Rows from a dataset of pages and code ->
▬▬▬▬▬▬▬▬▬▬
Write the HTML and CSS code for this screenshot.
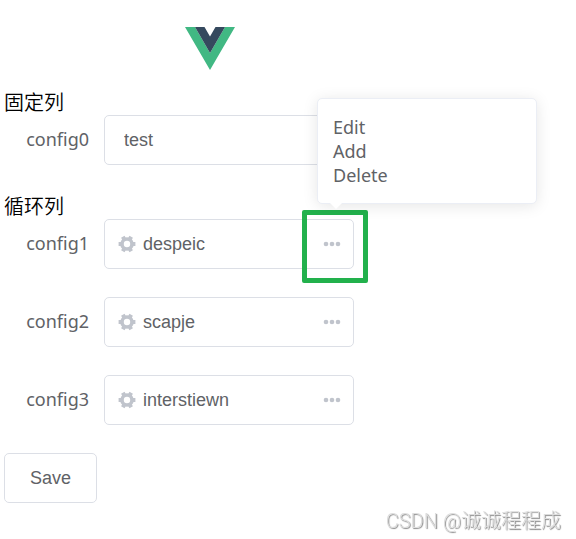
FILE: index.html
```html
<!DOCTYPE html>
<html lang="zh">
<head>
  <meta charset="UTF-8">
  <meta name="viewport" content="width=device-width, initial-scale=1.0">
  <title>Config</title>
  <link rel="stylesheet" href="styles.css">
</head>
<body>
  <svg class="sprite" aria-hidden="true">
    <symbol id="icon-gear" viewBox="0 0 18 18">
      <g fill="none" stroke="#c0c4cc">
        <circle cx="9" cy="9" r="5" stroke-width="3.600"/>
        <path stroke-width="4" d="M.6 9h3M14.400 9h3M4.800 1.700l1.500 2.600M11.700 13.700l1.500 2.600M13.200 1.700l-1.500 2.600M6.300 13.700l-1.500 2.600"/>
      </g>
    </symbol>
    <symbol id="icon-more" viewBox="0 0 18 18">
      <circle cx="3" cy="9" r="2.300"/>
      <circle cx="9" cy="9" r="2.300"/>
      <circle cx="15" cy="9" r="2.300"/>
    </symbol>
  </svg>

  <main class="app">
    <svg class="logo" viewBox="0 0 50 43" role="img" aria-label="Vue">
      <path fill="#41b883" d="M0 0h10l15 26L40 0h10L25 43z"/>
      <path fill="#35495e" d="M10 0h9.500L25 9.500 30.500 0H40L25 26z"/>
    </svg>

    <form class="form">
      <h2 class="title">固定列</h2>
      <div class="form-item">
        <label class="label" for="config0">config0</label>
        <div class="field">
          <input class="input" type="text" id="config0" value="test">
        </div>
      </div>

      <h2 class="title">循环列</h2>
      <div class="form-item">
        <label class="label" for="config1">config1</label>
        <div class="field field-icon">
          <svg class="icon"><use href="#icon-gear"/></svg>
          <input class="input" type="text" id="config1" value="despeic">
          <button class="more" type="button" aria-label="More"><svg class="icon"><use href="#icon-more"/></svg></button>
          <div class="highlight"></div>
          <div class="popover">
            <button class="popover-item" type="button">Edit</button>
            <button class="popover-item" type="button">Add</button>
            <button class="popover-item" type="button">Delete</button>
          </div>
        </div>
      </div>
      <div class="form-item">
        <label class="label" for="config2">config2</label>
        <div class="field field-icon">
          <svg class="icon"><use href="#icon-gear"/></svg>
          <input class="input" type="text" id="config2" value="scapje">
          <button class="more" type="button" aria-label="More"><svg class="icon"><use href="#icon-more"/></svg></button>
        </div>
      </div>
      <div class="form-item">
        <label class="label" for="config3">config3</label>
        <div class="field field-icon">
          <svg class="icon"><use href="#icon-gear"/></svg>
          <input class="input" type="text" id="config3" value="interstiewn">
          <button class="more" type="button" aria-label="More"><svg class="icon"><use href="#icon-more"/></svg></button>
        </div>
      </div>

      <button class="save" type="button">Save</button>
    </form>
  </main>

  <div class="watermark">CSDN @诚诚程程成</div>
</body>
</html>
```

FILE: styles.css
```css
* {
  box-sizing: border-box;
}

body {
  margin: 0;
  background: #fff;
  font-family: "Noto Sans", "Noto Sans CJK SC", sans-serif;
  color: #606266;
}

.sprite {
  position: absolute;
  width: 0;
  height: 0;
}

.app {
  max-width: 420px;
  padding: 27px 4px 0;
}

.logo {
  display: block;
  width: 50px;
  height: 43px;
  margin: 0 auto 20px;
}

.form {
  max-width: 350px;
}

.title {
  margin: 0;
  padding-bottom: 1px;
  font-family: "Noto Sans CJK SC", sans-serif;
  font-size: 20px;
  font-weight: 350;
  line-height: 24px;
  color: #000;
}

.form-item {
  display: flex;
  align-items: center;
  margin-bottom: 28px;
}

.form-item:has(+ .title) {
  margin-bottom: 29px;
}

.label {
  flex: none;
  width: 100px;
  padding: 0 15px 2px 0;
  font-size: 18px;
  line-height: 24px;
  text-align: right;
}

.field {
  position: relative;
  flex: 1;
  display: flex;
  align-items: center;
  gap: 7px;
  min-width: 0;
  height: 50px;
  padding: 0 19px;
  border: 1px solid #dcdfe6;
  border-radius: 5px;
}

.field-icon {
  padding: 0 12px 0 13px;
}

.input {
  flex: 1;
  min-width: 0;
  padding: 0;
  border: none;
  outline: none;
  background: none;
  font-family: "Liberation Sans", Arial, sans-serif;
  font-size: 18px;
  color: #606266;
}

.icon {
  display: block;
  flex: none;
  width: 18px;
  height: 18px;
  fill: #c0c4cc;
}

.more {
  padding: 0;
  border: none;
  background: none;
  cursor: pointer;
}

.highlight {
  position: absolute;
  top: -10px;
  right: -15px;
  width: 66px;
  height: 73px;
  border: 5px solid #22b14c;
  border-radius: 2px;
  pointer-events: none;
}

.popover {
  position: absolute;
  left: 212px;
  bottom: 64px;
  z-index: 1;
  width: 220px;
  padding: 16px 15px;
  border: 1px solid #ebeef5;
  border-radius: 5px;
  background: #fff;
  box-shadow: 0 2px 15px rgba(0, 0, 0, 0.1);
}

.popover::after {
  content: "";
  position: absolute;
  left: 12px;
  top: 100%;
  border: 6px solid transparent;
  border-top-color: #fff;
  border-bottom: none;
}

.popover-item {
  display: block;
  padding: 0;
  border: none;
  background: none;
  font-family: inherit;
  font-size: 18px;
  line-height: 24px;
  color: #606266;
  cursor: pointer;
}

.save {
  height: 50px;
  padding: 0 25px;
  border: 1px solid #dcdfe6;
  border-radius: 5px;
  background: #fff;
  font-family: "Liberation Sans", Arial, sans-serif;
  font-size: 18px;
  color: #606266;
  cursor: pointer;
}

.watermark {
  position: fixed;
  right: 15px;
  bottom: 6px;
  font-family: Roboto, "Noto Sans CJK SC", sans-serif;
  font-size: 20px;
  font-weight: 300;
  line-height: 24px;
  color: #ddd;
  text-shadow: 1px 1px 1px #888;
}
```
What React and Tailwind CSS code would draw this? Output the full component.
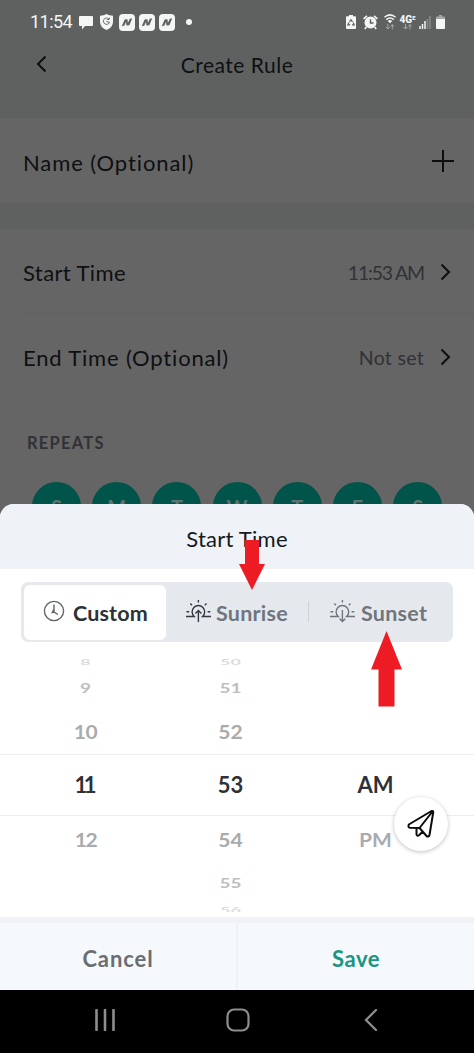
import React from 'react';
import clsx from 'clsx';

const DAYS = ['S', 'M', 'T', 'W', 'T', 'F', 'S'];

const HOURS = ['8', '9', '10', '11', '12', '', ''];
const MINUTES = ['50', '51', '52', '53', '54', '55', '56'];
const PERIODS = ['', '', '', 'AM', 'PM', '', ''];

// The wheel gets flatter and paler away from the selected row
const WHEEL_ROWS = [
  { box: 'h-[14px]', text: 'text-[#dcdcdd] scale-y-[0.4] text-[18px]' },
  { box: 'h-9', text: 'text-[#bdbec0] scale-y-[0.68] text-[19px]' },
  { box: 'h-[50px] pt-[3px]', text: 'text-[#a9abae] scale-y-[0.93] text-[21px]' },
  { box: 'h-[61px] pb-px', text: 'text-[#2e3136] text-[22px]' },
  { box: 'h-[45px] pt-px', text: 'text-[#a9abae] scale-y-[0.93] text-[21px]' },
  { box: 'h-[42px]', text: 'text-[#bdbec0] scale-y-[0.68] text-[19px]' },
  { box: 'h-[9px] pt-1', text: 'text-[#dcdcdd] scale-y-[0.4] text-[18px]' },
];

// Ones sit closer together than the tabular digits allow
const DIGIT_TRACKING = {
  10: 'tracking-[-0.5px]',
  11: 'tracking-[-3.5px] pr-[3.5px]',
  12: 'tracking-[-1.5px]',
};

function NewsIcon() {
  return (
    <svg width="16" height="17" viewBox="0 0 16 17">
      <rect width="16" height="17" rx="4" fill="#f4f5f5" />
      <path d="M2.800 12.200 5.300 6.200Q5.900 5 7.200 5.200L8.600 5.600 8.900 8.900 10.800 4.800 13.200 4.300 10.700 10.500Q10.100 11.700 8.900 11.600L7.400 11.300 7 7.900 5.200 11.700z" fill="#5e6160" />
    </svg>
  );
}

function DataArrows() {
  return <path d="M2.500 0v5M.6 3l1.900 2 1.900-2M7 5.500v-5M5.100 2.500 7 .5l1.900 2" fill="none" stroke="#a5a7a6" strokeWidth="1" />;
}

function StatusBar() {
  return (
    <div className="flex h-11 items-center justify-between pl-[30px] pr-[29px]">
      <div className="flex items-center">
        <span className="w-[49px] whitespace-nowrap font-['Roboto',sans-serif] text-[18px] leading-none tracking-[-0.55px] text-[#f4f5f5]">11:54</span>
        <svg width="14" height="15" viewBox="0 0 14 15" className="mr-[7px]">
          <path d="M1 1h12q1 0 1 1v8q0 1-1 1H6l-3 3.500V11H1q-1 0-1-1V2q0-1 1-1z" fill="#f4f5f5" />
        </svg>
        <svg width="13" height="16" viewBox="0 0 13 16" className="mr-[6px]">
          <path d="M6.500 0Q9 1.500 13 1.800V8q0 5.200-6.500 8Q0 13.200 0 8V1.800Q4 1.500 6.500 0z" fill="#f4f5f5" />
          <path d="M8.900 5A3.200 3.200 0 1 0 9.600 8.200L6.400 7.600M6.800 5.600l2.500-.2.200-1.700" fill="none" stroke="#5e6160" strokeWidth="0.900" />
        </svg>
        <div className="flex gap-1">
          <NewsIcon />
          <NewsIcon />
          <NewsIcon />
        </div>
        <div className="ml-[11px] size-[6px] rounded-full bg-[#f4f5f5]" />
      </div>
      <div className="flex items-center">
        <svg width="10" height="14" viewBox="0 0 10 14" className="mr-[7px]">
          <path d="M3 0h4v1.300h2q1 0 1 1V13q0 1-1 1H1q-1 0-1-1V2.300q0-1 1-1h2z" fill="#f4f5f5" />
          <path d="M3.500 6.800 5 4.700l1.500 2.100M7.200 7.600l1 2.200H6M4.200 9.800H1.800l1.100-2.300" fill="none" stroke="#5e6160" strokeWidth="1.200" />
        </svg>
        <svg width="15" height="15" viewBox="0 0 15 15" className="mr-[6px]">
          <circle cx="7.500" cy="7.600" r="6" fill="#f4f5f5" />
          <path d="M.6 3.800 4 .8M14.400 3.800 11 .8M3.300 12 1.800 14M11.700 12l1.500 2" stroke="#f4f5f5" strokeWidth="1.600" />
          <path d="M7.500 4.300V8h3" fill="none" stroke="#5e6160" strokeWidth="1.400" />
        </svg>
        <svg width="12" height="16" viewBox="0 0 12 16" className="mr-[3px]">
          <path d="M.4 3.300Q6-1.500 11.600 3.300M2.300 5.600Q6 2.500 9.700 5.600" fill="none" stroke="#f4f5f5" strokeWidth="1.500" />
          <path d="M3.800 7Q6 5.200 8.200 7L6 9.200z" fill="#f4f5f5" />
          <g transform="translate(1.300 10)"><DataArrows /></g>
        </svg>
        <div className="mr-[3px] flex w-[17px] flex-col items-center">
          <span className="flex items-start whitespace-nowrap font-['Roboto',sans-serif] text-[10px] font-black leading-[9px] text-[#f4f5f5]">
            4G<span className="text-[6px] leading-[6px]">E</span>
          </span>
          <svg width="10" height="6" viewBox="0 0 10 6"><DataArrows /></svg>
        </div>
        <svg width="12" height="13" viewBox="0 0 12 13" className="mr-[5px]">
          <path d="M1 10v3M3.500 8v5M6 5v8" stroke="#f4f5f5" strokeWidth="1.500" />
          <path d="M8.500 3v10M11 0v13" stroke="#898b8a" strokeWidth="1.500" />
        </svg>
        <svg width="9" height="14" viewBox="0 0 9 14">
          <path d="M3 0h3v1.500h2q1 0 1 1V5H0V2.500q0-1 1-1h2z" fill="#a5a7a6" />
          <path d="M0 4h9v9q0 1-1 1H1q-1 0-1-1z" fill="#f4f5f5" />
        </svg>
      </div>
    </div>
  );
}

function Chevron({ left = false, className }) {
  return (
    <svg width="11" height="18" viewBox="0 0 11 18" className={className}>
      <path d={left ? 'M9.500 1.500 2 9l7.500 7.500' : 'M1.500 1.500 9 9l-7.500 7.500'} fill="none" stroke="#0c0f10" strokeWidth="2" />
    </svg>
  );
}

function Row({ label, labelClass, value, valueClass, children }) {
  return (
    <div className="flex h-[85px] items-center pl-[23px] pr-[19px] pt-0.5">
      <span className={clsx('whitespace-nowrap text-[22px] text-[#0e1012]', labelClass)}>{label}</span>
      <span className={clsx('ml-auto whitespace-nowrap text-[19.5px] text-[#303236]', valueClass)}>{value}</span>
      {children}
    </div>
  );
}

function SunIcon({ set = false, color }) {
  return (
    <svg width="25" height="24" viewBox="0 0 25 24" className="shrink-0" fill="none" stroke={color} strokeWidth="1.400">
      <path d="M0 17.500h8.200a6.300 6.300 0 1 1 8.400 0H25" />
      <path d="M12.400 1v2.500M4.300 4.500 6 6.200M20.500 4.500l-1.700 1.700M.5 12.800h2.700M21.600 12.800h2.700" />
      <path d={set ? 'M12.400 11v11.500M9.600 19.700l2.800 2.800 2.800-2.800' : 'M12.400 23V11.500M9.400 14.500l3-3 3 3'} />
    </svg>
  );
}

function Segments() {
  return (
    <div className="mx-[21px] mt-[13px] flex h-[60px] items-center rounded-[7px] bg-[#e5e9ed] p-[3px] text-[21.500px] font-bold text-[#70757e]">
      <div className="flex h-[55px] w-[142px] items-center rounded-[6px] bg-white pl-[19px] text-[#2e3136]">
        <svg width="22" height="22" viewBox="0 0 22 22" className="mb-[3px] mr-[8px]" fill="none" stroke="#62656a" strokeWidth="1.400">
          <circle cx="11" cy="11" r="9.600" />
          <path d="M11 4.500V12l4 2.500M11 9l-1.700 3.500L11 12" />
        </svg>
        <span className="pt-[3px] tracking-[0.15px]">Custom</span>
      </div>
      <div className="flex w-[142px] items-center pl-[20px]">
        <div className="mb-[2px] mr-[5px] flex"><SunIcon color="#35393f" /></div>
        <span className="pt-[3px] tracking-[0.25px]">Sunrise</span>
      </div>
      <div className="mb-px h-[21px] w-px bg-[#cfd3d7]" />
      <div className="flex items-center pl-[21px]">
        <div className="mb-[2px] mr-[6px] flex"><SunIcon set color="#70757e" /></div>
        <span className="pt-[3px] tracking-[0.25px]">Sunset</span>
      </div>
    </div>
  );
}

function WheelColumn({ items }) {
  return (
    <div className="w-[145px]">
      {items.map((item, i) => (
        <div key={i} className={clsx('flex items-center justify-center overflow-hidden', WHEEL_ROWS[i].box)}>
          <span className={clsx('font-bold leading-none', WHEEL_ROWS[i].text, DIGIT_TRACKING[item])}>{item}</span>
        </div>
      ))}
    </div>
  );
}

export default function App() {
  return (
    <div className="relative flex h-[1053px] w-[474px] flex-col overflow-hidden bg-[#656565] font-['Lato',sans-serif]">
      {/* Dimmed rule form */}
      <div className="h-[504px] shrink-0 overflow-hidden">
        <div className="h-[118px] bg-[#5e6160]">
          <StatusBar />
          <div className="grid h-[42px] grid-cols-3 items-center">
            <Chevron left className="mb-0.5 ml-[36px]" />
            <h1 className="text-center text-[21px] tracking-[0.5px] text-[#0b1114]">Create Rule</h1>
          </div>
        </div>
        <Row label="Name (Optional)" labelClass="pt-px tracking-[0.9px]">
          <svg width="24" height="24" viewBox="0 0 24 24" className="mb-[2px]">
            <path d="M1 12h22M12 1v22" stroke="#0c0f10" strokeWidth="2" />
          </svg>
        </Row>
        <div className="h-[26px] bg-[#5e6160]" />
        <Row label="Start Time" labelClass="tracking-[0.4px]" value="11:53 AM" valueClass="tracking-[-1.2px]">
          <Chevron className="mb-0.5 ml-4 mr-[4px]" />
        </Row>
        <div className="-mt-px ml-6 h-px bg-[#606162]" />
        <Row label="End Time (Optional)" labelClass="tracking-[0.82px]" value="Not set" valueClass="tracking-[0.3px]">
          <Chevron className="mb-0.5 ml-4 mr-[4px]" />
        </Row>
        <h2 className="ml-[27px] mt-[34px] text-[16.500px] font-bold leading-5 tracking-[1.250px] text-[#303236]">REPEATS</h2>
        <div className="ml-8 mt-[29px] flex gap-[11.200px]">
          {DAYS.map((day, i) => (
            <div key={i} className="flex size-[49px] shrink-0 items-center justify-center rounded-full bg-[#00544a] text-[20px] font-bold text-[#5f7370]">
              {day}
            </div>
          ))}
        </div>
      </div>

      {/* Start time sheet */}
      <div className="flex h-[486px] shrink-0 flex-col overflow-hidden rounded-t-[14px] bg-white">
        <div className="flex h-[65px] shrink-0 items-center justify-center bg-[#eff3f7] pt-1 text-[22px] tracking-[0.250px] text-[#16191d]">
          Start Time
        </div>
        <Segments />
        <div className="relative mt-[13px] h-[262px] shrink-0">
          <div className="flex pl-[13px]">
            <WheelColumn items={HOURS} />
            <WheelColumn items={MINUTES} />
            <WheelColumn items={PERIODS} />
          </div>
          {/* Selected row rules */}
          <div className="absolute inset-x-0 top-[99px] h-[62px] border-y border-[#eceef0]" />
        </div>
        <div className="h-[6px] shrink-0 bg-[#f0f2f6]" />
        <div className="flex flex-1 bg-[#f5f9fc] text-[22px] font-bold">
          <button className="w-[238px] border-r-2 border-[#eff2f5] pt-1 tracking-[0.9px] text-[#6a6d73]">Cancel</button>
          <button className="w-[236px] pt-1 tracking-[0.6px] text-[#1a9583]">Save</button>
        </div>
      </div>

      {/* System navigation */}
      <div className="flex h-[63px] shrink-0 items-center bg-black pb-[3px] pl-[94px]">
        <svg width="22" height="22" viewBox="0 0 22 22">
          <path d="M2.500 1v20M11 1v20M19.500 1v20" stroke="#8e8e8e" strokeWidth="2.600" strokeLinecap="round" />
        </svg>
        <svg width="24" height="24" viewBox="0 0 24 24" className="ml-[110px]">
          <rect x="1.500" y="1.500" width="21" height="21" rx="6.500" fill="none" stroke="#8e8e8e" strokeWidth="2.200" />
        </svg>
        <svg width="14" height="22" viewBox="0 0 14 22" className="ml-[114px]">
          <path d="M12 1 2 11l10 10" fill="none" stroke="#8e8e8e" strokeWidth="2.300" strokeLinecap="round" />
        </svg>
      </div>

      {/* Floating send button */}
      <button className="absolute left-[394px] top-[797px] flex size-[54px] items-center justify-center rounded-full bg-white shadow-[0_1px_4px_rgba(0,0,0,0.25)]">
        <svg width="28" height="28" viewBox="0 0 28 28" fill="none" stroke="#0c0c0c" strokeWidth="2" strokeLinejoin="round" strokeLinecap="round">
          <path d="M24.500 1 1.800 14.500Q.8 17.500 3 17.700l9.500.3 7.500 8.500q2 .5 2.500-1.500L26.300 2Q26 .7 24.500 1zM25.500 1.500 12.500 18M9.500 18v6.500q.8 2 2.500.8l3.500-3.500" />
        </svg>
      </button>

      {/* Callout arrows */}
      <svg width="26" height="50" viewBox="0 0 26 50" className="absolute left-[239px] top-[540px]">
        <path d="M6 0h14v24h6L13 50 0 24h6z" fill="#ed1c24" />
      </svg>
      <svg width="31" height="76" viewBox="0 0 31 76" className="absolute left-[371px] top-[631px]">
        <path d="M15.500 0 31 38.500h-7.500V75.500h-16v-37H0z" fill="#ed1c24" />
      </svg>
    </div>
  );
}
▬▬▬▬▬▬▬▬▬▬
The task -> From the records above, give again only the part that opens with the line containing "What React and" and closes with the line containing "const PERIODS = ['', '', '', 'AM', 'PM', '', ''];". Keep both ends but drop the pictures.

Answer for this exercise ->
What React and Tailwind CSS code would draw this? Output the full component.
import React from 'react';
import clsx from 'clsx';

const DAYS = ['S', 'M', 'T', 'W', 'T', 'F', 'S'];

const HOURS = ['8', '9', '10', '11', '12', '', ''];
const MINUTES = ['50', '51', '52', '53', '54', '55', '56'];
const PERIODS = ['', '', '', 'AM', 'PM', '', ''];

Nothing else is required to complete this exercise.